--- start of Material ---

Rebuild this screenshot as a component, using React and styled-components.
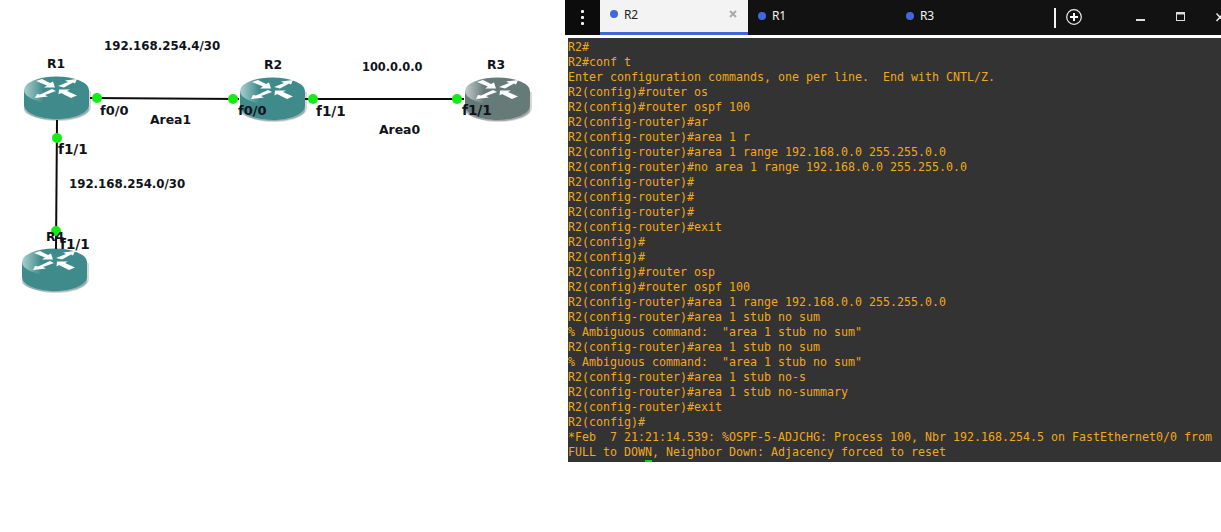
import React from "react";
import styled, { createGlobalStyle } from "styled-components";

const Global = createGlobalStyle`
  html, body { margin: 0; padding: 0; background: #fff; }
  #root { width: 1221px; height: 532px; overflow: hidden; }
`;

const Page = styled.div`
  display: flex;
  width: 1221px;
  height: 532px;
  overflow: hidden;
  background: #fff;
`;

const Canvas = styled.div`
  position: relative;
  flex: 0 0 565px;
  height: 532px;
`;

const Links = styled.svg`
  position: absolute;
  left: 0;
  top: 0;
`;

const Label = styled.span`
  position: absolute;
  left: ${(p) => p.$x}px;
  top: ${(p) => p.$y}px;
  font-family: "DejaVu Sans", sans-serif;
  font-weight: 700;
  font-size: ${(p) => p.$size}px;
  line-height: 15px;
  color: #10131a;
  white-space: nowrap;
`;

const RouterBox = styled.svg`
  position: absolute;
  left: ${(p) => p.$x}px;
  top: ${(p) => p.$y}px;
`;

const Console = styled.div`
  flex: 0 0 656px;
  display: flex;
  flex-direction: column;
  height: 462px;
  overflow: hidden;
`;

const TabBar = styled.div`
  display: flex;
  align-items: stretch;
  height: 35px;
  background: #121212;
  flex: none;
  overflow: hidden;
`;

const MenuButton = styled.div`
  flex: 0 0 35px;
  box-sizing: border-box;
  display: flex;
  flex-direction: column;
  align-items: center;
  justify-content: center;
  gap: 3px;
  background: #0c0c0c;
  padding-right: 1px;
  & > i {
    width: 3px;
    height: 3px;
    background: #f2f2f2;
    border-radius: 1px;
  }
`;

const Tab = styled.div`
  flex: 0 0 148px;
  box-sizing: border-box;
  display: flex;
  align-items: center;
  gap: 6px;
  padding: 0 11px 4px 10px;
  font-family: "Noto Sans", sans-serif;
  font-size: 12px;
  letter-spacing: -0.3px;
  color: ${(p) => (p.$active ? "#222" : "#f2f2f2")};
  background: ${(p) => (p.$active ? "#f3f3f3" : "transparent")};
  border-bottom: ${(p) => (p.$active ? "3px solid #3f67d8" : "0")};
`;

const Dot = styled.span`
  width: 8px;
  height: 8px;
  border-radius: 50%;
  background: #3f67e0;
  flex: none;
`;

const TabName = styled.span`
  flex: 1;
`;

const CloseX = styled.svg`
  flex: none;
`;

const Divider = styled.div`
  width: 2px;
  height: 20px;
  background: #f2f2f2;
  margin: 8px 10px 0 10px;
  flex: none;
`;

const WinIcon = styled.svg`
  flex: none;
  margin: ${(p) => p.$m};
`;

const Gap = styled.div`
  height: 3px;
  background: #fff;
  flex: none;
`;

const Terminal = styled.pre`
  flex: 1;
  margin: 0 0 0 3px;
  padding: 2px 0 0 0;
  background: #333333;
  position: relative;
  font-family: "DejaVu Sans Mono", monospace;
  font-size: 11.63px;
  line-height: 15px;
  color: #f0a81c;
  overflow: hidden;
  white-space: pre;
`;

const Cursor = styled.span`
  position: absolute;
  left: 77px;
  bottom: 0;
  width: 7px;
  height: 2px;
  background: #00e000;
`;

const Router = ({ x, y, id, top = "#3f8a8a", edge = "#2f6f70", light = "#a9cfcf" }) => (
  <RouterBox $x={x} $y={y} width="70" height="48" viewBox="0 0 70 48">
    <defs>
      <linearGradient id={id} x1="0" y1="0" x2="1" y2="0">
        <stop offset="0" stopColor={light} />
        <stop offset="0.3" stopColor={top} />
        <stop offset="1" stopColor={top} />
      </linearGradient>
    </defs>
    <path d="M2 15 V31 C2 39 17 45 35 45 C53 45 68 39 68 31 V15 Z" fill="#c8c8c8" opacity="0.7" />
    <path d="M1 14 V29 C1 37 16 43 34 43 C51 43 66 37 66 29 V14 Z" fill={top} />
    <path d="M1 29 C1 37 16 43 34 43 C51 43 66 37 66 29 V33 C66 39 51 44 34 44 C16 44 1 39 1 33 Z" fill={edge} opacity="0.4" />
    <ellipse cx="33.5" cy="14" rx="32.5" ry="13.5" fill={`url(#${id})`} />
    <g fill="#ffffff">
      <path d="M13 5 L19 3 L27 7 L30 5.5 L32 11.5 L21 11.5 L24 9.5 Z" />
      <path d="M35 10 L45 6 L42 4.5 L54 3 L52 7.5 L50 6.5 L41 11.5 Z" />
      <path d="M29 13 L33 15 L22 19 L25 20.5 L12 22 L14 18 L17 18.5 Z" />
      <path d="M36 13.5 L47 13.5 L44 15 L54 19.5 L48 22 L38 17 L35.5 18.5 Z" />
    </g>
  </RouterBox>
);

const lines = `R2#
R2#conf t
Enter configuration commands, one per line.  End with CNTL/Z.
R2(config)#router os
R2(config)#router ospf 100
R2(config-router)#ar
R2(config-router)#area 1 r
R2(config-router)#area 1 range 192.168.0.0 255.255.0.0
R2(config-router)#no area 1 range 192.168.0.0 255.255.0.0
R2(config-router)#
R2(config-router)#
R2(config-router)#
R2(config-router)#exit
R2(config)#
R2(config)#
R2(config)#router osp
R2(config)#router ospf 100
R2(config-router)#area 1 range 192.168.0.0 255.255.0.0
R2(config-router)#area 1 stub no sum
% Ambiguous command:  "area 1 stub no sum"
R2(config-router)#area 1 stub no sum
% Ambiguous command:  "area 1 stub no sum"
R2(config-router)#area 1 stub no-s
R2(config-router)#area 1 stub no-summary
R2(config-router)#exit
R2(config)#
*Feb  7 21:21:14.539: %OSPF-5-ADJCHG: Process 100, Nbr 192.168.254.5 on FastEthernet0/0 from
FULL to DOWN, Neighbor Down: Adjacency forced to reset`;

const dots = [
  [97, 98], [233, 99], [313, 99], [457, 99], [57, 138], [56, 231],
];

const labels = [
  ["R1", 47, 56, 12.4], ["R2", 264, 57, 12.4], ["R3", 487, 57, 12.4], ["R4", 46, 229, 12.4],
  ["192.168.254.4/30", 104, 39, 11.8], ["192.168.254.0/30", 69, 177, 11.8], ["100.0.0.0", 362, 60, 11.4],
  ["Area1", 150, 112, 12.4], ["Area0", 379, 122, 12.4],
  ["f0/0", 100, 103, 13], ["f0/0", 238, 103, 13], ["f1/1", 316, 104, 13.6], ["f1/1", 462, 103, 13.6],
  ["f1/1", 58, 142, 13.6], ["f1/1", 60, 237, 13.6],
];

export default function App() {
  return (
    <Page>
      <Global />
      <Canvas>
        <Router x={23} y={76} id="g1" />
        <Router x={239} y={77} id="g2" />
        <Router x={464} y={77} id="g3" top="#667a78" edge="#4d5c5b" light="#c2cccb" />
        <Router x={21} y={248} id="g4" />
        <Links width="565" height="532" viewBox="0 0 565 532">
          <g stroke="#0c0c0c" strokeWidth="2" fill="none">
            <path d="M90 98 L239 99" />
            <path d="M305 99 L464 99" />
            <path d="M57 120 L56 249" />
          </g>
          {dots.map(([cx, cy]) => (
            <circle key={`${cx}-${cy}`} cx={cx} cy={cy} r="5" fill="#12ee12" />
          ))}
        </Links>
        {labels.map(([t, x, y, size]) => (
          <Label key={`${t}-${x}`} $x={x} $y={y} $size={size}>{t}</Label>
        ))}
      </Canvas>
      <Console>
        <TabBar>
          <MenuButton><i /><i /><i /></MenuButton>
          <Tab $active>
            <Dot />
            <TabName>R2</TabName>
            <CloseX width="8" height="8" viewBox="0 0 8 8">
              <path d="M1 1 L7 7 M7 1 L1 7" stroke="#aaa" strokeWidth="2" />
            </CloseX>
          </Tab>
          <Tab><Dot /><TabName>R1</TabName></Tab>
          <Tab><Dot /><TabName>R3</TabName></Tab>
          <Divider />
          <WinIcon $m="9px 0 0 0" width="16" height="16" viewBox="0 0 16 16">
            <circle cx="8" cy="8" r="7.3" fill="none" stroke="#eee" strokeWidth="1.2" />
            <path d="M8 4 V12 M4 8 H12" stroke="#fff" strokeWidth="2" />
          </WinIcon>
          <WinIcon $m="19px 0 0 54px" width="10" height="3" viewBox="0 0 10 3">
            <rect width="9" height="2" fill="#ddd" />
          </WinIcon>
          <WinIcon $m="12px 0 0 30px" width="9" height="10" viewBox="0 0 9 10">
            <rect x="0.5" y="0.5" width="8" height="8" fill="none" stroke="#ddd" />
            <rect width="9" height="2.5" fill="#ddd" />
          </WinIcon>
          <WinIcon $m="13px 0 0 31px" width="8" height="9" viewBox="0 0 8 9">
            <path d="M0.5 0.5 L7.5 8 M7.5 0.5 L0.5 8" stroke="#eee" strokeWidth="1.5" />
          </WinIcon>
        </TabBar>
        <Gap />
        <Terminal>
          {lines}
          <Cursor />
        </Terminal>
      </Console>
    </Page>
  );
}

--- end of Material ---

### Set problem
Copy each line of the preceding data that contains the string "React".

### Response to this exercise
Rebuild this screenshot as a component, using React and styled-components.
import React from "react";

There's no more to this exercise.